Joyce was then a young teacher, relishing her first job at Middleton Primary, said at that time to be the biggest school for its age group in Europe.

The children in her care lived on drab grey housing estates.

“Most of them lived in threadbare homes,’’ Joyce recalls. “They had nothing. They were so grateful for everything we did for them.’’

Joyce, now retired, has published a wonderfully funny and heart-warming book of bitter-sweet poems and monologues, Not Another Ball Pool, inspired by her teaching days.

Here is one of them entitled Can We Write Us News!

Miss! Can we do us news?
I’ve summat to write about
Can we choose?
Last night I was sick in bed
All over’t covers
There were bits of green and red.
So I went to get in with me Mam
But Uncle Bill was there,
So I slept with our Sam.

On Saturday we all watched the telly
Zorro was on and Tarzan and we’d three bowls of jelly,
Six packets of crisps and some of Dad’s beer
But he don’t know ‘cos he wasn’t there.

On Sunday me Dad said “Come for a ride’’
We went to this ‘ouse and he went inside
This lady drew’t curtains and he stayed about an ‘our
Then he gave me a quid and said “Money’s power.’’

Last night my Dad went to’t Royal Oak
And me Mam was mad ‘cos we was broke
Anyway he brought home a bird
And me Mam got madder, as mad as could be
And…
It were a pheasant and we ‘ad it for tea.

Last night me and me Dad went pinching lead
I nearly fell and me Dad he said
“Be careful lad just how you perch
Especially when we get to’t church.’’

This morning it was hawful in our house
‘Cos when we went to the toilet there was this little mouse
Then we had no toilet rolls, not even one
So me Mam had to cut up yesterday’s Sun,
She said “That’s what you do when you’re poor’’
Then she hung it on a string on a nail on the door.

On Sunday I was sad because my Grandad died
Me Mam told us and we all cried
He was my very favourite relation
But me Gran’s all right
She’s got an Alsatian.

We ‘ad spaghetti last night
It were proper stuff, not out of a tin
And when you tried to eat it, it wouldn’t go in
Me Mam said she’d had it many times
But I didn’t like it.
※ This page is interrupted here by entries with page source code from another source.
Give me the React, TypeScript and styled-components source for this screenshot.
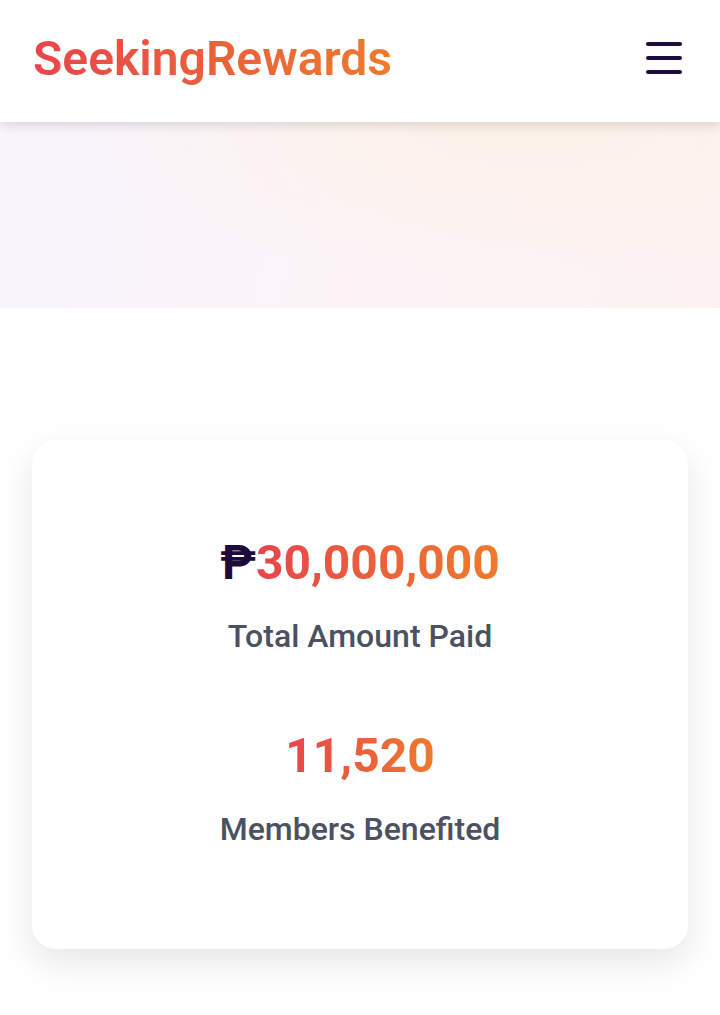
import React from 'react';
import styled, { createGlobalStyle } from 'styled-components';

const GlobalStyle = createGlobalStyle`
  * { box-sizing: border-box; }
  body {
    margin: 0;
    font-family: Roboto, "Liberation Sans", sans-serif;
    background: #ffffff;
  }
`;

const gradientText = `
  background: linear-gradient(90deg, #e8454b 0%, #ee7b2c 100%);
  -webkit-background-clip: text;
  background-clip: text;
  color: transparent;
`;

//Header
const Header = styled.header`
  position: relative;
  z-index: 2;
  height: 122px;
  display: flex;
  align-items: center;
  justify-content: space-between;
  padding: 0 38px 6px 33px;
  background: #ffffff;
  box-shadow: 0 4px 10px rgba(0, 0, 0, 0.12);
`;

const Logo = styled.div`
  font-size: 48px;
  font-weight: 600;
  letter-spacing: 0;
  ${gradientText}
`;

const MenuButton = styled.button`
  display: flex;
  flex-direction: column;
  gap: 10px;
  padding: 0;
  border: none;
  background: none;
`;

const MenuLine = styled.span`
  display: block;
  width: 36px;
  height: 4px;
  border-radius: 2px;
  background: #1d0b3b;
`;

//Hero
const Hero = styled.section`
  height: 186px;
  background:
    radial-gradient(ellipse at 70% 0%, rgba(253, 240, 226, 0.7) 0%, rgba(253, 240, 226, 0) 60%),
    linear-gradient(100deg, #f8f5fd 0%, #fcf4f7 50%, #fdf2f1 100%);
`;

//Stats
const StatsSection = styled.section`
  padding: 132px 32px 60px;
`;

const Card = styled.div`
  display: flex;
  flex-direction: column;
  align-items: center;
  padding: 94px 0 100px;
  border-radius: 24px;
  background: #ffffff;
  box-shadow: 0 14px 36px rgba(0, 0, 0, 0.1);
`;

const Stat = styled.div<{ $gap?: number }>`
  display: flex;
  flex-direction: column;
  align-items: center;
  margin-top: ${(p) => p.$gap || 0}px;
`;

const Value = styled.div`
  font-size: 48px;
  font-weight: 700;
  line-height: 58px;
`;

const Peso = styled.span`
  color: #1d0b3b;
`;

const Digits = styled.span`
  ${gradientText}
`;

const Label = styled.div`
  margin-top: 24px;
  font-size: 32px;
  font-weight: 500;
  color: #4b5160;
  line-height: 40px;
`;

const App = () => {
  return (
    <>
      <GlobalStyle />
      <Header>
        <Logo>SeekingRewards</Logo>
        <MenuButton aria-label="Menu">
          <MenuLine />
          <MenuLine />
          <MenuLine />
        </MenuButton>
      </Header>

      <Hero />

      <StatsSection>
        <Card>
          <Stat>
            <Value>
              <Peso>₱</Peso>
              <Digits>30,000,000</Digits>
            </Value>
            <Label>Total Amount Paid</Label>
          </Stat>

          <Stat $gap={71}>
            <Value>
              <Digits>11,520</Digits>
            </Value>
            <Label>Members Benefited</Label>
          </Stat>
        </Card>
      </StatsSection>
    </>
  );
};

export default App;
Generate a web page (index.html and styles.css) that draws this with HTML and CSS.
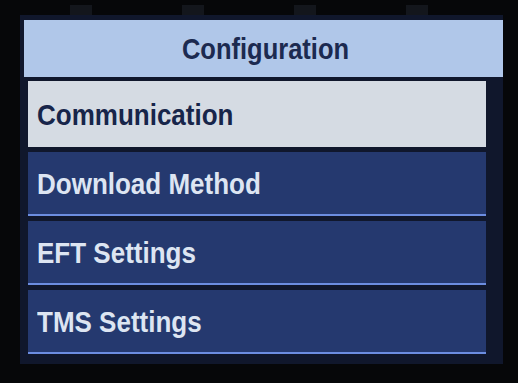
FILE: index.html
```html
<!DOCTYPE html>
<html>
<head>
<meta charset="utf-8">
<link rel="stylesheet" href="styles.css">
</head>
<body>
<div class="bezel">
  <div class="tabs">
    <span class="tab"></span><span class="tab"></span><span class="tab"></span><span class="tab"></span>
  </div>
  <div class="screen">
    <div class="header"><span class="label">Configuration</span></div>
    <div class="menu">
      <div class="item selected"><span class="label">Communication</span></div>
      <div class="item"><span class="label">Download Method</span></div>
      <div class="item"><span class="label">EFT Settings</span></div>
      <div class="item"><span class="label">TMS Settings</span></div>
    </div>
  </div>
</div>
</body>
</html>
```
FILE: styles.css
```css
html, body {
  margin: 0;
  padding: 0;
  background: #060709;
  width: 518px;
  height: 383px;
  overflow: hidden;
}
.bezel {
  width: 518px;
  height: 383px;
}
.tabs {
  display: flex;
  height: 15px;
  padding-left: 70px;
}
.tab {
  width: 30px;
  height: 10px;
  margin-top: 5px;
  margin-right: 90px;
  background: #13161c;
}
.screen {
  margin-left: 20px;
  width: 483px;
  height: 349px;
  background: #10172c;
  padding: 5px 0 0 4px;
  box-sizing: border-box;
  font-family: "Liberation Sans", Arial, sans-serif;
  font-weight: bold;
  font-size: 26px;
}
.label {
  display: inline-block;
  transform: scaleY(1.15);
}
.header {
  width: 479px;
  height: 57px;
  background: #b0c7e9;
  color: #1c2a50;
  display: flex;
  align-items: center;
  justify-content: center;
  padding: 2px 0 0 4px;
  box-sizing: border-box;
  font-size: 25.5px;
}
.menu {
  margin-top: 4px;
  margin-left: 4px;
  width: 458px;
  display: flex;
  flex-direction: column;
  gap: 5px;
}
.item {
  height: 64px;
  background: #25396f;
  color: #dde5f2;
  border-bottom: 2px solid #6c8de0;
  box-sizing: border-box;
  display: flex;
  align-items: center;
  padding: 2px 0 0 9px;
}
.item.selected {
  height: 66px;
  background: #d5dbe3;
  color: #17254a;
  border-bottom: none;
}
```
I’d rather ‘ave Heinz.

Our budgie died this morning
Me Dad said “We’ll cremate it.’’
So he threw it on’t fire
But the cat jumped up and ate it.

Last yesterday I watched News At Ten
There was this fella reading it sat under Big Ben
You can now get babies in a test tube
I think it’s better, the other way’s rude.

Miss, Miss can we do us news
I’ve summat o tell thee
Can we choose?
Miss, can you spell it for me
Cos I don’t know and I want to tell it to thee.

Miss I ain’t got any news to tell
We never do nothing.
Life’s boring as hell.

On one of her days at Middleton Primary Joyce was presented with a chocolate Easter egg in the shape of a swan. She rushed into the teachers’ staff room to show off her gift, only to find that the other teachers had been presented with similar swans.

The chocolate birds had been stolen from a local bingo hall.

Joyce’s poems are a glowing tribute to the wonder and innocence of young children - and a brisk reminder that every child deserves the best possible start in life.

On the tour of Castle Howard all those years ago the school party were followed around by a casually-dressed chap who was obviously eavesdropping on the children’s conversations.

The man eventually approached Joyce. “I have never enjoyed visiting my own house so much as I have today,’’ he said.

Mr Howard of Castle Howard was realising that real gold is found in young children - and in those who strive to give them a firm footing in the world.